■ SHORT PROBLEM: Set the listing down again in full, word for word, with the pictures left out.

▼

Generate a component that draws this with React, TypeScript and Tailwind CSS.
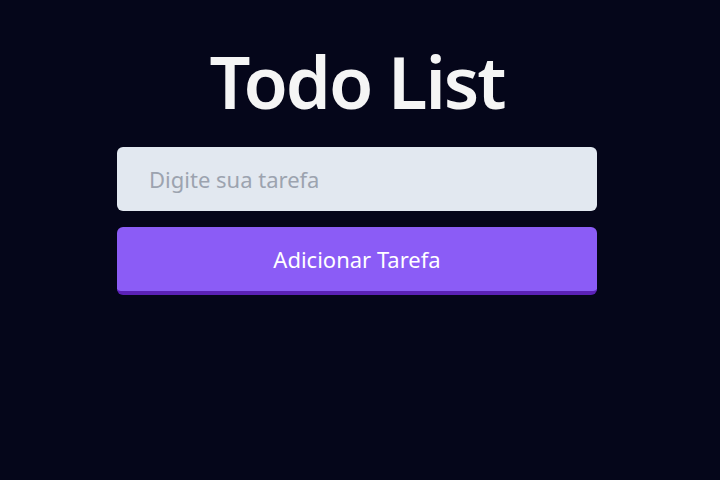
export default function App() {
  return (
    <div
      className="min-h-screen bg-[#05061a] flex flex-col items-center pt-[45px] pr-[6px]"
      style={{ fontFamily: '"Noto Sans", "Open Sans", sans-serif' }}
    >
      <h1 className="text-7xl leading-none font-semibold tracking-[-2px] text-[#f5f5f5] mb-[30px]">Todo List</h1>
      <div className="w-[480px] flex flex-col gap-4">
        <input
          type="text"
          placeholder="Digite sua tarefa"
          className="h-16 w-full rounded-md bg-[#e2e8f0] px-8 text-[22px] text-gray-800 placeholder:text-[#9ca3af] outline-none"
        />
        <button className="h-[68px] w-full rounded-md bg-[#8b5cf6] border-b-4 border-[#5b21b6] text-[22px] text-white">
          Adicionar Tarefa
        </button>
      </div>
    </div>
  );
}
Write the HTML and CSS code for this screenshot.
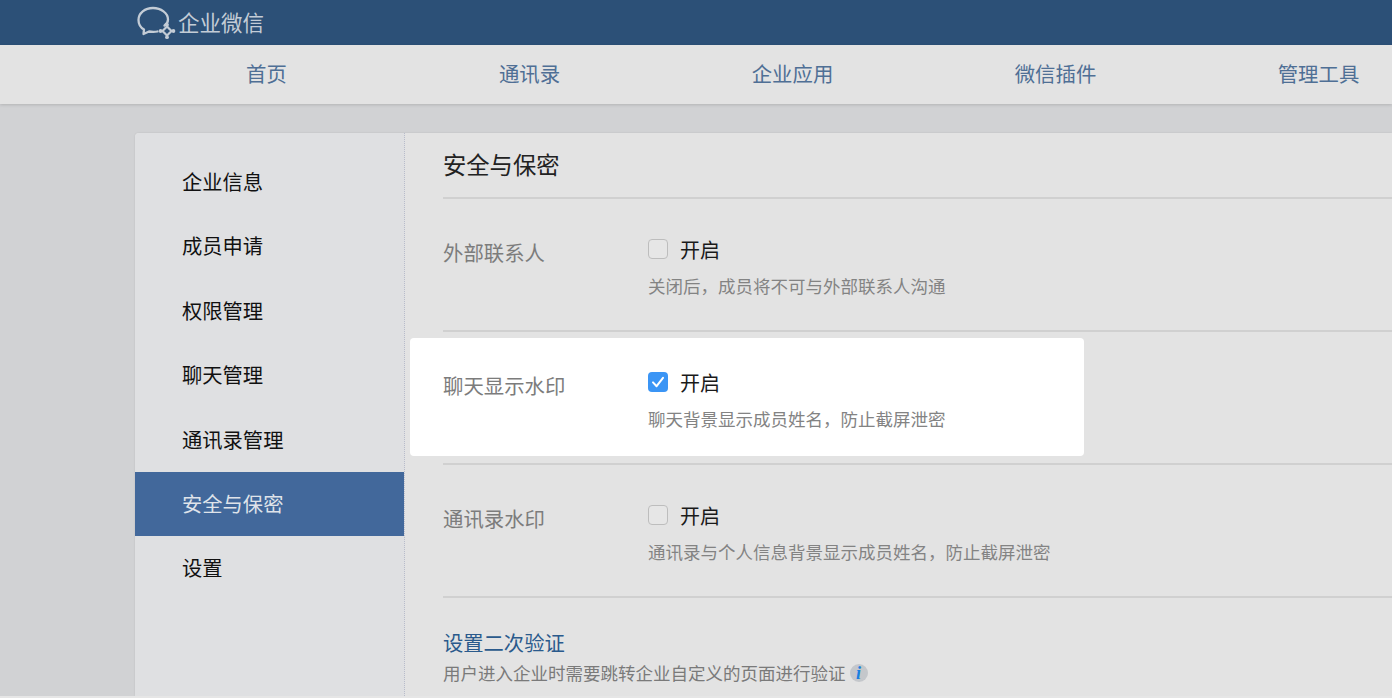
FILE: index.html
```html
<!DOCTYPE html>
<html lang="zh">
<head>
<meta charset="utf-8">
<title>企业微信</title>
<link rel="stylesheet" href="styles.css">
</head>
<body>
<div class="page">
  <header class="topbar">
    <div class="brand">
      <svg class="logo" width="40" height="34" viewBox="0 0 40 34" fill="none">
        <path d="M27.5 19.5C29.8 18 31 16 31 13.5C31 7 24 2 16 2C8 2 1.5 7 1.5 14C1.5 18 3.5 21.5 7 23.5L6.5 28L12 25.5C14.5 26 17.5 26.2 20.5 25.5" stroke="#c3ccd6" stroke-width="2.3" stroke-linecap="round" stroke-linejoin="round"/>
        <path d="M25.5 25L30 20.5L34.5 25L30 29.5Z" stroke="#c3ccd6" stroke-width="2.2" stroke-linejoin="round"/>
        <circle cx="23.6" cy="25" r="1.9" fill="#c3ccd6"/>
        <circle cx="36.4" cy="25" r="1.9" fill="#c3ccd6"/>
        <circle cx="30" cy="18.8" r="1.9" fill="#c3ccd6"/>
        <circle cx="30" cy="31.2" r="1.9" fill="#c3ccd6"/>
      </svg>
      <span class="brand-name">企业微信</span>
    </div>
  </header>
  <nav class="mainnav">
    <a class="nav-item">首页</a>
    <a class="nav-item">通讯录</a>
    <a class="nav-item">企业应用</a>
    <a class="nav-item">微信插件</a>
    <a class="nav-item">管理工具</a>
  </nav>
  <main class="card">
    <aside class="sidebar">
      <a class="side-item">企业信息</a>
      <a class="side-item">成员申请</a>
      <a class="side-item">权限管理</a>
      <a class="side-item">聊天管理</a>
      <a class="side-item">通讯录管理</a>
      <a class="side-item active">安全与保密</a>
      <a class="side-item">设置</a>
    </aside>
    <section class="content">
      <h1 class="title">安全与保密</h1>
      <div class="row">
        <div class="label">外部联系人</div>
        <div class="field">
          <label class="check"><span class="box"></span><span>开启</span></label>
          <p class="desc">关闭后&#xFF0C;成员将不可与外部联系人沟通</p>
        </div>
      </div>
      <div class="row highlighted">
        <div class="label">聊天显示水印</div>
        <div class="field">
          <label class="check"><span class="box on"><svg width="20" height="20" viewBox="0 0 20 20" fill="none"><path d="M5 10.4L8.6 14.2L15 5.8" stroke="#fff" stroke-width="2" stroke-linecap="round" stroke-linejoin="round"/></svg></span><span>开启</span></label>
          <p class="desc">聊天背景显示成员姓名&#xFF0C;防止截屏泄密</p>
        </div>
      </div>
      <div class="row">
        <div class="label">通讯录水印</div>
        <div class="field">
          <label class="check"><span class="box"></span><span>开启</span></label>
          <p class="desc">通讯录与个人信息背景显示成员姓名&#xFF0C;防止截屏泄密</p>
        </div>
      </div>
      <div class="verify">
        <a class="verify-title">设置二次验证</a>
        <p class="verify-desc">用户进入企业时需要跳转企业自定义的页面进行验证<span class="info">i</span></p>
      </div>
    </section>
  </main>
</div>
</body>
</html>
```
FILE: styles.css
```css
* { box-sizing: border-box; }
html, body { margin: 0; padding: 0; height: 100%; overflow: hidden; }
body {
  font-family: "Noto Sans CJK SC", "Liberation Sans", sans-serif;
  background: #e6e6e6;
}
.page {
  height: 696px;
  background: #d1d2d4;
  display: flex;
  flex-direction: column;
  overflow: hidden;
}
.topbar {
  height: 45px;
  flex: none;
  background: #2c5077;
  padding-left: 137px;
}
.brand { display: flex; align-items: center; height: 45px; }
.logo { flex: none; display: block; margin: 1px 1px 0 0; }
.brand-name { color: #c3ccd6; font-size: 21.5px; line-height: 45px; margin-top: -2px; }
.mainnav {
  height: 59px;
  flex: none;
  background: #e3e3e3;
  display: flex;
  padding-left: 135px;
  box-shadow: 0 1px 3px rgba(0,0,0,.15);
}
.nav-item {
  width: 263px;
  flex: none;
  text-align: center;
  color: #4f6f95;
  font-size: 20.4px;
  line-height: 57px;
}
.card {
  margin: 29px 0 0 135px;
  flex: 1;
  display: flex;
  background: #e3e3e3;
  border-radius: 4px 0 0 0;
  box-shadow: 0 0 2px rgba(0,0,0,.12);
  overflow: hidden;
}
.sidebar {
  width: 270px;
  flex: none;
  background: #dfe0e2;
  border-right: 1px dotted #b8bcca;
  padding-top: 17px;
}
.side-item {
  display: block;
  height: 64.4px;
  line-height: 63.8px;
  padding-left: 47px;
  font-size: 20.3px;
  color: #111;
}
.side-item.active {
  background: #42689b;
  color: #dfe3ea;
}
.content { flex: 1; padding-left: 38px; min-width: 0; }
.title {
  margin: 0;
  height: 66px;
  line-height: 63px;
  font-size: 23.3px;
  font-weight: 400;
  color: #222;
  border-bottom: 2px solid #d0d0d0;
}
.row {
  position: relative;
  height: 133px;
  display: flex;
  padding-top: 30px;
  border-bottom: 2px solid #d0d0d0;
}
.row.highlighted::before {
  content: "";
  position: absolute;
  left: -33px;
  top: 6px;
  width: 674px;
  height: 118px;
  background: #fff;
  border-radius: 4px;
}
.label {
  position: relative;
  width: 205px;
  flex: none;
  font-size: 20.4px;
  line-height: 30px;
  margin-top: 8px;
  color: #7c7c7c;
}
.field { position: relative; }
.check {
  display: flex;
  align-items: center;
  height: 30px;
  margin-top: 5px;
  font-size: 20px;
  color: #1a1a1a;
}
.box {
  width: 20px;
  height: 20px;
  flex: none;
  border: 1.5px solid #bdbdbd;
  border-radius: 4px;
  margin-right: 12px;
  background: #e6e6e6;
}
.box.on { background: #3b95f5; border: 0; }
.box svg { display: block; }
.desc {
  margin: 7px 0 0;
  font-size: 17.5px;
  line-height: 30px;
  color: #838383;
  white-space: nowrap;
}
.verify { padding-top: 28px; }
.verify-title {
  display: block;
  font-size: 20.3px;
  line-height: 32px;
  color: #2a5a8c;
}
.verify-desc {
  margin: 0;
  font-size: 17.5px;
  line-height: 30px;
  color: #7a7a7a;
  white-space: nowrap;
  display: flex;
  align-items: center;
}
.info {
  width: 18px;
  height: 18px;
  margin-left: 4px;
  border-radius: 50%;
  background: #c4c7cb;
  color: #1a7fe0;
  font-family: "Liberation Serif", serif;
  font-style: italic;
  font-weight: 700;
  font-size: 18px;
  line-height: 18px;
  text-align: center;
}
```
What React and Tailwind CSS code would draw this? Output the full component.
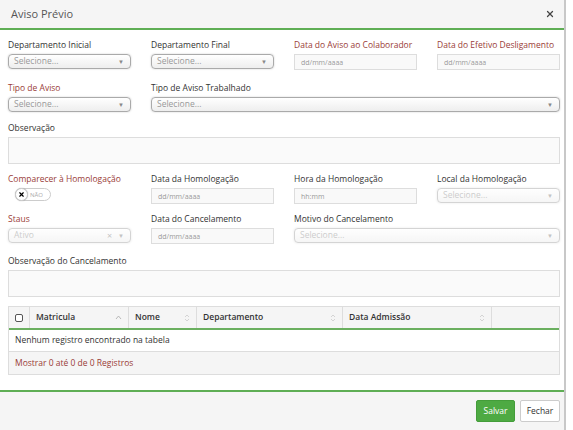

▲

■ THE OUTPUT:
Generate a component that draws this with React, TypeScript and Tailwind CSS.
export default function App() {
  return (
    <div
      className="min-h-screen bg-[#05061a] flex flex-col items-center pt-[45px] pr-[6px]"
      style={{ fontFamily: '"Noto Sans", "Open Sans", sans-serif' }}
    >
      <h1 className="text-7xl leading-none font-semibold tracking-[-2px] text-[#f5f5f5] mb-[30px]">Todo List</h1>
      <div className="w-[480px] flex flex-col gap-4">
        <input
          type="text"
          placeholder="Digite sua tarefa"
          className="h-16 w-full rounded-md bg-[#e2e8f0] px-8 text-[22px] text-gray-800 placeholder:text-[#9ca3af] outline-none"
        />
        <button className="h-[68px] w-full rounded-md bg-[#8b5cf6] border-b-4 border-[#5b21b6] text-[22px] text-white">
          Adicionar Tarefa
        </button>
      </div>
    </div>
  );
}
Write the HTML and CSS code for this screenshot.
FILE: index.html
```html
<!DOCTYPE html>
<html lang="zh">
<head>
<meta charset="utf-8">
<title>企业微信</title>
<link rel="stylesheet" href="styles.css">
</head>
<body>
<div class="page">
  <header class="topbar">
    <div class="brand">
      <svg class="logo" width="40" height="34" viewBox="0 0 40 34" fill="none">
        <path d="M27.5 19.5C29.8 18 31 16 31 13.5C31 7 24 2 16 2C8 2 1.5 7 1.5 14C1.5 18 3.5 21.5 7 23.5L6.5 28L12 25.5C14.5 26 17.5 26.2 20.5 25.5" stroke="#c3ccd6" stroke-width="2.3" stroke-linecap="round" stroke-linejoin="round"/>
        <path d="M25.5 25L30 20.5L34.5 25L30 29.5Z" stroke="#c3ccd6" stroke-width="2.2" stroke-linejoin="round"/>
        <circle cx="23.6" cy="25" r="1.9" fill="#c3ccd6"/>
        <circle cx="36.4" cy="25" r="1.9" fill="#c3ccd6"/>
        <circle cx="30" cy="18.8" r="1.9" fill="#c3ccd6"/>
        <circle cx="30" cy="31.2" r="1.9" fill="#c3ccd6"/>
      </svg>
      <span class="brand-name">企业微信</span>
    </div>
  </header>
  <nav class="mainnav">
    <a class="nav-item">首页</a>
    <a class="nav-item">通讯录</a>
    <a class="nav-item">企业应用</a>
    <a class="nav-item">微信插件</a>
    <a class="nav-item">管理工具</a>
  </nav>
  <main class="card">
    <aside class="sidebar">
      <a class="side-item">企业信息</a>
      <a class="side-item">成员申请</a>
      <a class="side-item">权限管理</a>
      <a class="side-item">聊天管理</a>
      <a class="side-item">通讯录管理</a>
      <a class="side-item active">安全与保密</a>
      <a class="side-item">设置</a>
    </aside>
    <section class="content">
      <h1 class="title">安全与保密</h1>
      <div class="row">
        <div class="label">外部联系人</div>
        <div class="field">
          <label class="check"><span class="box"></span><span>开启</span></label>
          <p class="desc">关闭后&#xFF0C;成员将不可与外部联系人沟通</p>
        </div>
      </div>
      <div class="row highlighted">
        <div class="label">聊天显示水印</div>
        <div class="field">
          <label class="check"><span class="box on"><svg width="20" height="20" viewBox="0 0 20 20" fill="none"><path d="M5 10.4L8.6 14.2L15 5.8" stroke="#fff" stroke-width="2" stroke-linecap="round" stroke-linejoin="round"/></svg></span><span>开启</span></label>
          <p class="desc">聊天背景显示成员姓名&#xFF0C;防止截屏泄密</p>
        </div>
      </div>
      <div class="row">
        <div class="label">通讯录水印</div>
        <div class="field">
          <label class="check"><span class="box"></span><span>开启</span></label>
          <p class="desc">通讯录与个人信息背景显示成员姓名&#xFF0C;防止截屏泄密</p>
        </div>
      </div>
      <div class="verify">
        <a class="verify-title">设置二次验证</a>
        <p class="verify-desc">用户进入企业时需要跳转企业自定义的页面进行验证<span class="info">i</span></p>
      </div>
    </section>
  </main>
</div>
</body>
</html>
```
FILE: styles.css
```css
* { box-sizing: border-box; }
html, body { margin: 0; padding: 0; height: 100%; overflow: hidden; }
body {
  font-family: "Noto Sans CJK SC", "Liberation Sans", sans-serif;
  background: #e6e6e6;
}
.page {
  height: 696px;
  background: #d1d2d4;
  display: flex;
  flex-direction: column;
  overflow: hidden;
}
.topbar {
  height: 45px;
  flex: none;
  background: #2c5077;
  padding-left: 137px;
}
.brand { display: flex; align-items: center; height: 45px; }
.logo { flex: none; display: block; margin: 1px 1px 0 0; }
.brand-name { color: #c3ccd6; font-size: 21.5px; line-height: 45px; margin-top: -2px; }
.mainnav {
  height: 59px;
  flex: none;
  background: #e3e3e3;
  display: flex;
  padding-left: 135px;
  box-shadow: 0 1px 3px rgba(0,0,0,.15);
}
.nav-item {
  width: 263px;
  flex: none;
  text-align: center;
  color: #4f6f95;
  font-size: 20.4px;
  line-height: 57px;
}
.card {
  margin: 29px 0 0 135px;
  flex: 1;
  display: flex;
  background: #e3e3e3;
  border-radius: 4px 0 0 0;
  box-shadow: 0 0 2px rgba(0,0,0,.12);
  overflow: hidden;
}
.sidebar {
  width: 270px;
  flex: none;
  background: #dfe0e2;
  border-right: 1px dotted #b8bcca;
  padding-top: 17px;
}
.side-item {
  display: block;
  height: 64.4px;
  line-height: 63.8px;
  padding-left: 47px;
  font-size: 20.3px;
  color: #111;
}
.side-item.active {
  background: #42689b;
  color: #dfe3ea;
}
.content { flex: 1; padding-left: 38px; min-width: 0; }
.title {
  margin: 0;
  height: 66px;
  line-height: 63px;
  font-size: 23.3px;
  font-weight: 400;
  color: #222;
  border-bottom: 2px solid #d0d0d0;
}
.row {
  position: relative;
  height: 133px;
  display: flex;
  padding-top: 30px;
  border-bottom: 2px solid #d0d0d0;
}
.row.highlighted::before {
  content: "";
  position: absolute;
  left: -33px;
  top: 6px;
  width: 674px;
  height: 118px;
  background: #fff;
  border-radius: 4px;
}
.label {
  position: relative;
  width: 205px;
  flex: none;
  font-size: 20.4px;
  line-height: 30px;
  margin-top: 8px;
  color: #7c7c7c;
}
.field { position: relative; }
.check {
  display: flex;
  align-items: center;
  height: 30px;
  margin-top: 5px;
  font-size: 20px;
  color: #1a1a1a;
}
.box {
  width: 20px;
  height: 20px;
  flex: none;
  border: 1.5px solid #bdbdbd;
  border-radius: 4px;
  margin-right: 12px;
  background: #e6e6e6;
}
.box.on { background: #3b95f5; border: 0; }
.box svg { display: block; }
.desc {
  margin: 7px 0 0;
  font-size: 17.5px;
  line-height: 30px;
  color: #838383;
  white-space: nowrap;
}
.verify { padding-top: 28px; }
.verify-title {
  display: block;
  font-size: 20.3px;
  line-height: 32px;
  color: #2a5a8c;
}
.verify-desc {
  margin: 0;
  font-size: 17.5px;
  line-height: 30px;
  color: #7a7a7a;
  white-space: nowrap;
  display: flex;
  align-items: center;
}
.info {
  width: 18px;
  height: 18px;
  margin-left: 4px;
  border-radius: 50%;
  background: #c4c7cb;
  color: #1a7fe0;
  font-family: "Liberation Serif", serif;
  font-style: italic;
  font-weight: 700;
  font-size: 18px;
  line-height: 18px;
  text-align: center;
}
```
What React and Tailwind CSS code would draw this? Output the full component.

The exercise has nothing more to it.